Y, sin darnos cuenta, ese mismo ambiente materialista y pagano va haciendo mella en los cristianos. Y puede que vayamos olvidando lo nuclear de esta fiesta grande y hermosa. En Navidad, no lo olvidemos, celebramos el nacimiento del Hijo de Dios en Belén. En Jesús, Dios se hace hombre, asume nuestra propia naturaleza humana. Y lo hace por amor a los hombres, para llevarnos a la plenitud en Dios. Ese niño débil y pobre trae la Salvación al mundo.

«Gloria a Dios en el cielo y en la tierra paz a los hombres que Dios ama» (Lc 2, 14), cantan los ángeles y anuncian el nacimiento del niño a los pastores como «una gran alegría para todo el pueblo» (Lc 2, 10).
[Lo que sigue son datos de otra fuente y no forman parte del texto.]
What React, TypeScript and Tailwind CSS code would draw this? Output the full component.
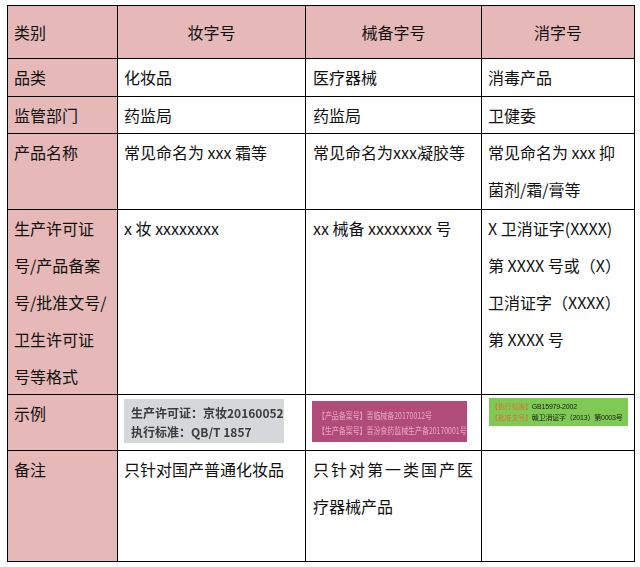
import React from "react"

const pink = "bg-[#e6b8b7]"

function Cell({ children, className = "" }: { children?: React.ReactNode; className?: string }) {
  return <div className={`border-r border-b border-black text-[16px] leading-[37px] ${className}`}>{children}</div>
}

function LicenseImage() {
  return (
    <div className="w-[160px] h-[44px] bg-[#d6d7db] pl-[7px] pt-[4px] text-[12px] leading-[19px] font-bold text-[#3b3b3b] blur-[0.4px]">
      <div>生产许可证：京妆20160052</div>
      <div>执行标准：QB/T 1857</div>
    </div>
  )
}

function FilingImage() {
  return (
    <div className="w-[155px] h-[41px] bg-[#b14c7a] pl-[6px] pt-[7px] text-[9px] leading-[15px] text-[#eaa6c6] blur-[0.3px] overflow-hidden whitespace-nowrap">
      <div className="origin-left scale-x-[0.77]">【产品备案号】晋临械备20170012号</div>
      <div className="origin-left scale-x-[0.77]">【生产备案号】晋汾食药监械生产备20170001号</div>
    </div>
  )
}

function DisinfectImage() {
  return (
    <div className="w-[139px] h-[28px] bg-[#7fc955] pl-[2px] pt-[3px] font-['Liberation_Sans','Noto_Sans_CJK_SC',sans-serif] text-[7px] leading-[11px] tracking-[-0.2px] text-[#1a1a1a] blur-[0.3px] whitespace-nowrap">
      <div>
        <span className="text-[#e0703a]">【执行标准】</span>GB15979-2002
      </div>
      <div>
        <span className="text-[#e0703a]">【批准文号】</span>赣卫消证字（2013）第0003号
      </div>
    </div>
  )
}

export default function App() {
  return (
    <div className="w-[640px] h-[567px] bg-white pt-[5px] pl-[7px] font-['Noto_Sans_CJK_SC','Noto_Sans',sans-serif] text-[#111]">
      <div className="grid w-fit grid-cols-[110px_188px_176px_153px] grid-rows-[53px_38px_37px_76px_185px_56px_111px] border-l border-t border-black">
        {/* header */}
        <Cell className={`${pink} flex items-center pl-[6px]`}>类别</Cell>
        <Cell className={`${pink} flex items-center justify-center`}>妆字号</Cell>
        <Cell className={`${pink} flex items-center justify-center`}>械备字号</Cell>
        <Cell className={`${pink} flex items-center justify-center`}>消字号</Cell>

        <Cell className={`${pink} pl-[6px]`}>品类</Cell>
        <Cell className="pl-[6px]">化妆品</Cell>
        <Cell className="pl-[7px]">医疗器械</Cell>
        <Cell className="pl-[6px]">消毒产品</Cell>

        <Cell className={`${pink} pl-[6px]`}>监管部门</Cell>
        <Cell className="pl-[6px]">药监局</Cell>
        <Cell className="pl-[7px]">药监局</Cell>
        <Cell className="pl-[6px]">卫健委</Cell>

        <Cell className={`${pink} pl-[6px]`}>产品名称</Cell>
        <Cell className="pl-[6px]">常见命名为 xxx 霜等</Cell>
        <Cell className="pl-[7px] whitespace-nowrap">常见命名为xxx凝胶等</Cell>
        <Cell className="pl-[6px]">
          常见命名为 xxx 抑<br />菌剂/霜/膏等
        </Cell>

        <Cell className={`${pink} pl-[6px]`}>
          生产许可证<br />号/产品备案<br />号/批准文号/<br />卫生许可证<br />号等格式
        </Cell>
        <Cell className="pl-[6px]">x 妆 xxxxxxxx</Cell>
        <Cell className="pl-[7px]">xx 械备 xxxxxxxx 号</Cell>
        <Cell className="pl-[6px] whitespace-nowrap">
          X 卫消证字(XXXX)<br />第 XXXX 号或（X）<br />卫消证字（XXXX）<br />第 XXXX 号
        </Cell>

        <Cell className={`${pink} pl-[6px]`}>示例</Cell>
        <Cell className="pl-[6px] pt-[4px]">
          <LicenseImage />
        </Cell>
        <Cell className="pl-[6px] pt-[6px]">
          <FilingImage />
        </Cell>
        <Cell className="pl-[7px] pt-[3px]">
          <DisinfectImage />
        </Cell>

        <Cell className={`${pink} pl-[6px]`}>备注</Cell>
        <Cell className="pl-[6px]">只针对国产普通化妆品</Cell>
        <Cell className="pl-[7px]">
          <span className="tracking-[2px]">只针对第一类国产医</span>
          <br />
          疗器械产品
        </Cell>
        <Cell />
      </div>
    </div>
  )
}
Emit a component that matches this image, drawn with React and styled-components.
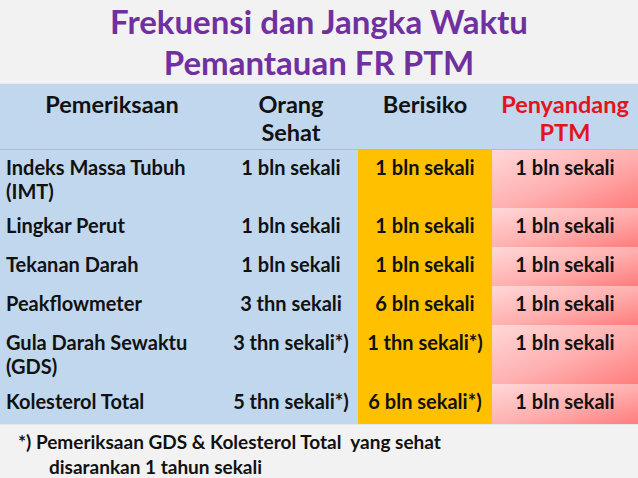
import React from "react";
import styled, { createGlobalStyle } from "styled-components";

const GlobalStyle = createGlobalStyle`
  html, body {
    margin: 0;
    padding: 0;
    background: #f2f2f2;
  }
  body {
    font-family: Lato, "Liberation Sans", sans-serif;
    font-weight: 700;
    color: #111;
  }
`;

const rows = [
  { name: ["Indeks Massa Tubuh", "(IMT)"], sehat: "1 bln sekali", risiko: "1 bln sekali", ptm: "1 bln sekali", h: 58 },
  { name: ["Lingkar Perut"], sehat: "1 bln sekali", risiko: "1 bln sekali", ptm: "1 bln sekali", h: 39 },
  { name: ["Tekanan Darah"], sehat: "1 bln sekali", risiko: "1 bln sekali", ptm: "1 bln sekali", h: 39 },
  { name: ["Peakflowmeter"], sehat: "3 thn sekali", risiko: "6 bln sekali", ptm: "1 bln sekali", h: 39 },
  { name: ["Gula Darah Sewaktu", "(GDS)"], sehat: "3 thn sekali*)", risiko: "1 thn sekali*)", ptm: "1 bln sekali", h: 59 },
  { name: ["Kolesterol Total"], sehat: "5 thn sekali*)", risiko: "6 bln sekali*)", ptm: "1 bln sekali", h: 40 },
];

const Slide = styled.div`
  width: 638px;
  height: 478px;
  overflow: hidden;
  background: #f2f2f2;
`;

const Title = styled.h1`
  margin: 0;
  height: 83px;
  box-sizing: border-box;
  padding-top: 1px;
  text-align: center;
  color: #7030a0;
  font-size: 33px;
  line-height: 41px;
  font-weight: 700;
  white-space: nowrap;
`;

const Table = styled.div`
  display: grid;
  grid-template-columns: 224px 134px 134px 146px;
  border-top: 1px solid #e4ebf3;
  border-bottom: 1px solid #dfe6ee;
`;

const HeadCell = styled.div`
  background: #c0d7ed;
  border-bottom: 1px solid #a9c0d8;
  text-align: center;
  font-size: 23.5px;
  line-height: 28px;
  padding-top: 6px;
  box-sizing: border-box;
  height: 66px;
  white-space: nowrap;
  color: ${(p) => (p.$red ? "#e3141c" : "#111")};
`;

const Cell = styled.div`
  height: ${(p) => p.$h}px;
  box-sizing: border-box;
  padding-top: 5px;
  font-size: 20px;
  line-height: 24px;
  white-space: nowrap;
  text-align: ${(p) => (p.$left ? "left" : "center")};
  padding-left: ${(p) => (p.$left ? "6px" : "0")};
  background: ${(p) =>
    p.$kind === "risk"
      ? "#ffc000"
      : p.$kind === "ptm"
      ? "linear-gradient(to bottom right, #ffd8d8 0%, #ffaeae 55%, #ff7c7c 100%)"
      : "#c0d7ed"};
`;

const Note = styled.div`
  padding: 4px 0 0 18px;
  font-size: 19px;
  line-height: 25px;
  white-space: pre;
`;

const NoteLine = styled.div`
  padding-left: ${(p) => (p.$indent ? "31px" : "0")};
`;

export default function App() {
  return (
    <Slide>
      <GlobalStyle />
      <Title>
        Frekuensi dan Jangka Waktu
        <br />
        Pemantauan FR PTM
      </Title>
      <Table>
        <HeadCell>Pemeriksaan</HeadCell>
        <HeadCell>
          Orang
          <br />
          Sehat
        </HeadCell>
        <HeadCell>Berisiko</HeadCell>
        <HeadCell $red>
          Penyandang
          <br />
          PTM
        </HeadCell>
        {rows.map((r, i) => (
          <React.Fragment key={i}>
            <Cell $left $h={r.h}>
              {r.name.map((n, j) => (
                <div key={j}>{n}</div>
              ))}
            </Cell>
            <Cell $h={r.h}>{r.sehat}</Cell>
            <Cell $h={r.h} $kind="risk">
              {r.risiko}
            </Cell>
            <Cell $h={r.h} $kind="ptm">
              {r.ptm}
            </Cell>
          </React.Fragment>
        ))}
      </Table>
      <Note>
        <NoteLine>*) Pemeriksaan GDS &amp; Kolesterol Total  yang sehat</NoteLine>
        <NoteLine $indent>disarankan 1 tahun sekali</NoteLine>
      </Note>
    </Slide>
  );
}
Alegría, a pesar de la pobreza del pesebre, la indiferencia del pueblo o la hostilidad del poder.

En Navidad, Dios viene para que todos tengamos vida, la vida misma de Dios. Celebrar la Navidad cristianamente es acoger a Jesús, que sale a nuestro encuentro en la Palabra de Dios, en la Eucaristía; es, en definitiva, dejar que Dios nazca en nuestro corazón. Celebrar la Navidad de verdad es trabajar por acoger a los hombres, especialmente a los más pobres, luchar para que todo hombre y mujer puedan vivir con dignidad, es comprometerse con toda vida humana desde su concepción hasta su muerte natural, Celebrar en cristiano la Navidad es dar razones para vivir, alentar en la esperanza, y amar al otro sin distinción, sin egoísmo y sin interés.